В последние годы он стал плохо слышать. Когда он как-то зашел ко мне, — с ним уже трудно было говорить. Но ни на минуту он не терял обычного блеска и бодрости. Толковал о последней вещи Ибсена, рассказывал, какую собирается написать статью, проектировал поездку за границу — «опять с Аличкой» (он как-то возил мою сестру за границу, в виде подарка к дню рождения, когда ей исполнилось 16 лет), но осуществить этой поездки ему уже не удалось.
Глухота его установилась окончательно месяцев за пять до смерти. Он писал одной своей приятельнице: «Я глух, насколько возможно быть глухим. Понятие о звуке, о голосе, о живой речи существует для меня только в воспоминании… Я говорю мало. Мне пишут. Я погружен в чтение и в воспоминания… меня радует вид цветов, я мечтаю о той минуте, когда я усну, — я вижу сны…»
Он знал, что он неизлечим. Но к мысли о смерти относился как мудрец. Он писал своей сестре за полгода до смерти: «Нужно ли огорчаться смертью? Нет.
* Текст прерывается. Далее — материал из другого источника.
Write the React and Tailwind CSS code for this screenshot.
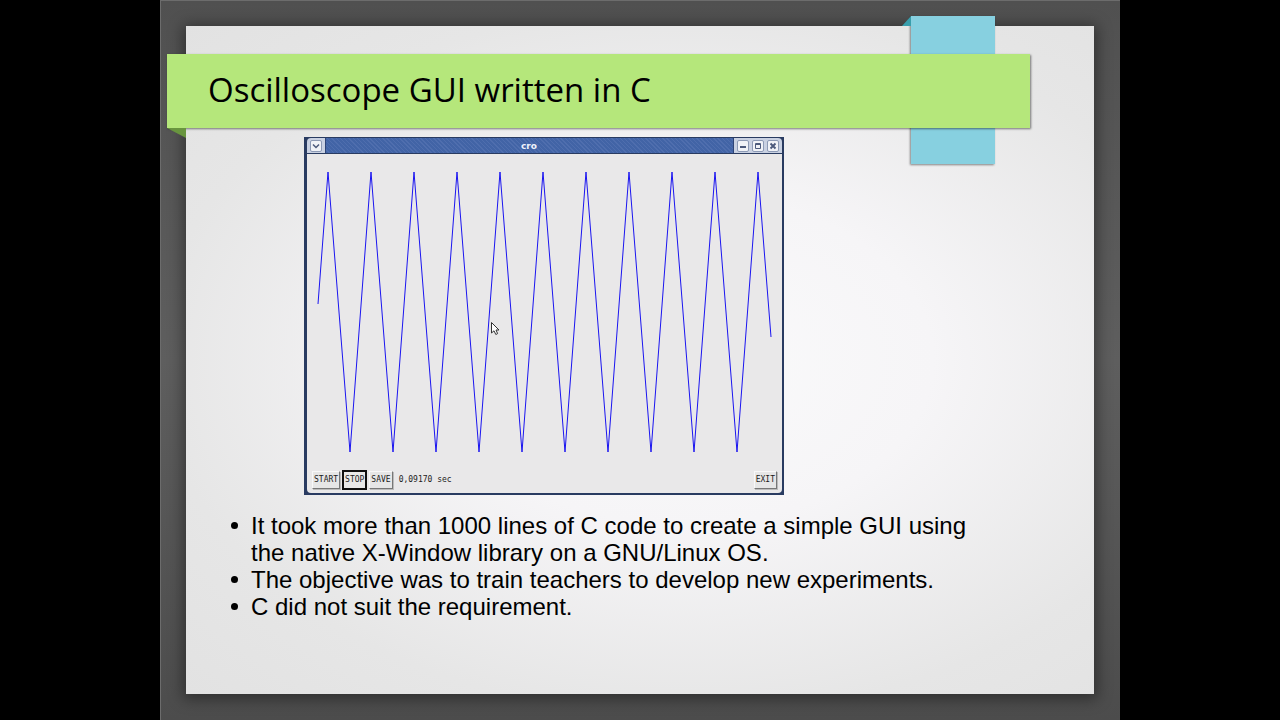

Наш подвижный конгломерат молекул возвращается в тот всемирный хаос, из которого возрождаются живые существа. Это закон природы. Я уже давно где-то писал: вера в бессмертие души — это верх человеческого самообольщения. Действительно, подумай только: каждый из нас представляет из себя результат, в общем неважный, недостатков, слабостей, пороков и нескольких добродетелей, все это более или менее случайно, наследственно, но, без сомнения, не особенно устойчиво… И вот в силу почти обязательной доктрины это бедное «я» осуждено существовать вечно? Это было бы ужасно. Как, никогда не уснуть окончательно? Всегда влачить неизвестно где свою индивидуальность, посредственную или отвратительную? Какой кошмар! И все это в награду или в наказание. Как наказать существо бессознательное или замученное при жизни? И как наградить того, кто скажет «довольно»?» Его настроение оставалось ровным и ясным, несмотря на это медленное умирание (он постепенно лишался слуха, вкуса и т. д.).